Volkswagen, konuya ilişkin açıklamasında, tesislerinin konumu nedeniyle gemi operasyonları üzerinde herhangi bir etki beklenmediğini ancak bölgedeki trafiğin yeniden yönlendirileceğinden kamyon taşımacılığında gecikmeler yaşanabileceğini belirtti.
BMW, ithalat terminalinin liman girişinin dışında yer aldığını ve erişilebilir olduğunu açıklarken, General Motors (GM) araç sevkiyatlarının diğer limanlara yönlendirileceğini ve köprünün çökmesinin etkisinin minimum düzeyde olmasının beklendiğini aktardı.
Toyota da Baltimore Limanı'ndaki gemi trafiğinin askıya alınmasının ihracat üzerinde bir miktar etkisinin olacağını ancak önemli bir aksama beklenmediğini kaydetti.

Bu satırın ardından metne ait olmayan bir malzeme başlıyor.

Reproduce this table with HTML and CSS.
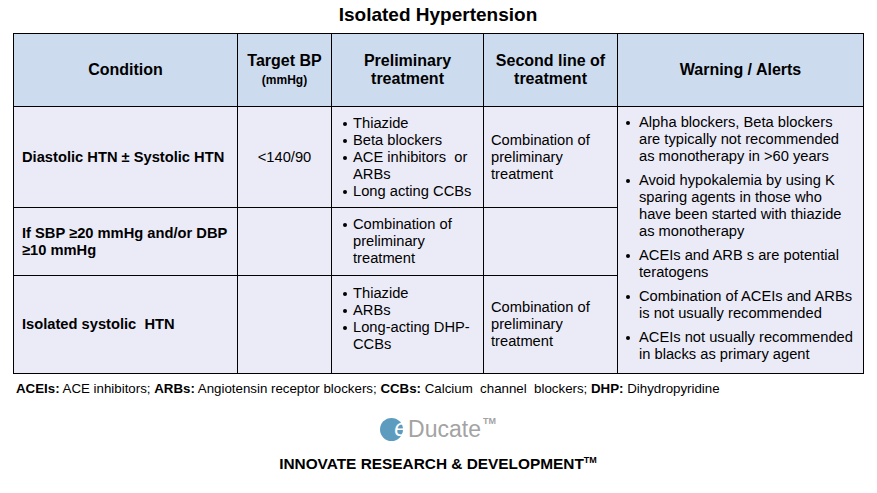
FILE: index.html
```html
<!DOCTYPE html>
<html>
<head>
<meta charset="utf-8">
<link rel="stylesheet" href="styles.css">
</head>
<body>
<div class="page">
  <h1 class="title">Isolated Hypertension</h1>
  <table class="grid">
    <colgroup>
      <col class="c1"><col class="c2"><col class="c3"><col class="c4"><col class="c5">
    </colgroup>
    <thead>
      <tr class="head">
        <th>Condition</th>
        <th>Target BP<br><span class="unit">(mmHg)</span></th>
        <th>Preliminary<br>treatment</th>
        <th>Second line of<br>treatment</th>
        <th>Warning / Alerts</th>
      </tr>
    </thead>
    <tbody>
      <tr class="r1">
        <td class="cond">Diastolic HTN ± Systolic HTN</td>
        <td class="center">&lt;140/90</td>
        <td><ul class="list"><li>Thiazide</li><li>Beta blockers</li><li>ACE inhibitors&nbsp; or ARBs</li><li>Long acting CCBs</li></ul></td>
        <td class="plain">Combination of<br>preliminary<br>treatment</td>
        <td rowspan="3" class="warn">
          <ul class="wlist">
            <li>Alpha blockers, Beta blockers are typically not recommended as monotherapy in &gt;60 years</li>
            <li>Avoid hypokalemia by using K sparing agents in those who have been started with thiazide as monotherapy</li>
            <li>ACEIs and ARB s are potential teratogens</li>
            <li>Combination of ACEIs and ARBs is not usually recommended</li>
            <li>ACEIs not usually recommended in blacks as primary agent</li>
          </ul>
        </td>
      </tr>
      <tr class="r2">
        <td class="cond">If SBP ≥20 mmHg and/or DBP ≥10 mmHg</td>
        <td></td>
        <td><ul class="list"><li>Combination of preliminary treatment</li></ul></td>
        <td></td>
      </tr>
      <tr class="r3">
        <td class="cond">Isolated systolic&nbsp; HTN</td>
        <td></td>
        <td class="raised"><ul class="list"><li>Thiazide</li><li>ARBs</li><li>Long-acting DHP-CCBs</li></ul></td>
        <td class="plain">Combination of<br>preliminary<br>treatment</td>
      </tr>
    </tbody>
  </table>
  <p class="note"><b>ACEIs:</b> ACE inhibitors; <b>ARBs:</b> Angiotensin receptor blockers; <b>CCBs:</b> Calcium&nbsp; channel&nbsp; blockers; <b>DHP:</b> Dihydropyridine</p>
  <div class="logo">
    <span class="mark"><span class="e">e</span></span><span class="word">Ducate</span><span class="tm">TM</span>
  </div>
  <p class="org">INNOVATE RESEARCH &amp; DEVELOPMENT<sup>TM</sup></p>
</div>
</body>
</html>
```
FILE: styles.css
```css
html, body {
  margin: 0;
  padding: 0;
  background: #ffffff;
}
body {
  font-family: "Liberation Sans", Arial, sans-serif;
  color: #000;
  width: 877px;
  height: 493px;
  overflow: hidden;
}
.page {
  padding: 4px 0 0 13px;
}
.title {
  margin: 0 0 8px 0;
  width: 850px;
  text-align: center;
  font-size: 19px;
  line-height: 21px;
  font-weight: bold;
}
.grid {
  border-collapse: collapse;
  table-layout: fixed;
  width: 850px;
  font-size: 14.7px;
  line-height: 17px;
}
.c1 { width: 224px; }
.c2 { width: 94px; }
.c3 { width: 152px; }
.c4 { width: 134px; }
.c5 { width: 246px; }
.grid th, .grid td {
  border: 1px solid #000;
  padding: 0;
  vertical-align: middle;
}
.grid th {
  background: #cddbee;
  font-size: 16px;
  line-height: 18px;
  font-weight: bold;
  text-align: center;
  height: 72px;
}
.grid td {
  background: #ebebf7;
}
.unit {
  font-size: 12px;
  line-height: 16px;
}
.r1 td { height: 100px; }
.r2 td { height: 67px; }
.r3 td { height: 97px; }
.r3 td.raised {
  height: 85px;
  padding-bottom: 12px;
}
.cond {
  font-weight: bold;
  padding-left: 8px !important;
}
.center {
  text-align: center;
}
.plain {
  padding-left: 7px !important;
}
.list, .wlist {
  list-style: none;
  margin: 0;
  padding: 0;
}
.list li, .wlist li {
  position: relative;
}
.list li {
  padding-left: 21px;
  padding-right: 2px;
}
.list li::before, .wlist li::before {
  content: "";
  position: absolute;
  width: 4px;
  height: 4px;
  border-radius: 50%;
  background: #000;
  top: 7px;
}
.list li::before { left: 11px; }
.warn {
  padding: 0 7px 0 0 !important;
}
.wlist li {
  padding-left: 21px;
  margin-bottom: 7px;
}
.wlist li:last-child { margin-bottom: 3px; }
.wlist li::before { left: 8px; }
.note {
  margin: 7px 0 0 3px;
  font-size: 13.3px;
  line-height: 16px;
}
.logo {
  width: 850px;
  display: flex;
  justify-content: center;
  align-items: center;
  margin-top: 16px;
  height: 32px;
  padding-left: 0;
  box-sizing: border-box;
}
.mark {
  width: 23px;
  height: 23px;
  border-radius: 50%;
  background: #5e9cbf;
  position: relative;
  display: inline-block;
}
.e {
  position: absolute;
  right: -4px;
  top: -1px;
  color: #fff;
  font-size: 23px;
  line-height: 23px;
  font-style: italic;
  font-family: "Liberation Sans", Arial, sans-serif;
}
.word {
  color: #a3a3a3;
  font-size: 23px;
  line-height: 26px;
  margin-left: 5px;
}
.tm {
  color: #a3a3a3;
  font-size: 9px;
  font-weight: bold;
  align-self: flex-start;
  margin-top: 3px;
  margin-left: 2px;
}
.org {
  width: 850px;
  text-align: center;
  margin: 10px 0 0 0;
  font-size: 15.4px;
  line-height: 18px;
  font-weight: bold;
}
.org sup {
  font-size: 9px;
  line-height: 0;
  vertical-align: 6px;
}
```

Mercedes Benz ABD Üst Yöneticisi Dimitris Psillakis de bir röportajında, Baltimore'daki köprünün çökmesinin faaliyetleri üzerindeki etkisini görmek için henüz çok erken olduğunu belirtti.
Doğu kıyısında lojistik faaliyetleri sekteye uğratma tehlikesi taşıyor
Francis Scott Key Köprüsü'nü her gün kullanan 30 bin ila 35 bin otomobil ve kamyonun çoğunun ise tünellere yönlendirilmesi ve bunun trafikte gecikmelere neden olması bekleniyor.
Tünellere girmesine izin verilmeyen tehlikeli madde taşıyan araçların ise daha uzun bir yoldan yönlendirileceği aktarılıyor.
Ekonomistler, köprünün çökmesinin ABD'nin doğu kıyısında lojistik faaliyetleri sekteye uğratma tehlikesi taşıdığına dikkati çekiyor.
Bazı ekonomistler, nakliye maliyetlerinde artış olasılığına rağmen malların başka limanlara yönlendirilmesi seçeneğinin olması nedeniyle aksamaların bir bütün olarak ABD ekonomisi için sorun olmayabileceğini belirtiyor.
Lojistik uzmanları da ülkenin doğu sahili boyunca çok sayıda alternatif otoyol ve liman bulunduğuna işaret ediyor. Sevkiyatların New York, New Jersey, Virginia, Georgia ve South Carolina'daki limanlara yönlendirilmesi muhtemel görünürken, bu durum yolculuk sürelini artırıyor.
Küresel tedarik zincirinde halihazırda Kızıldeniz'de yaşananlar ve Panama Kanalı'ndaki kuraklık nedeniyle zorluklar yaşanırken, Baltimore'daki kazanın etkisinin çok daha sınırlı olacağı tahmin ediliyor.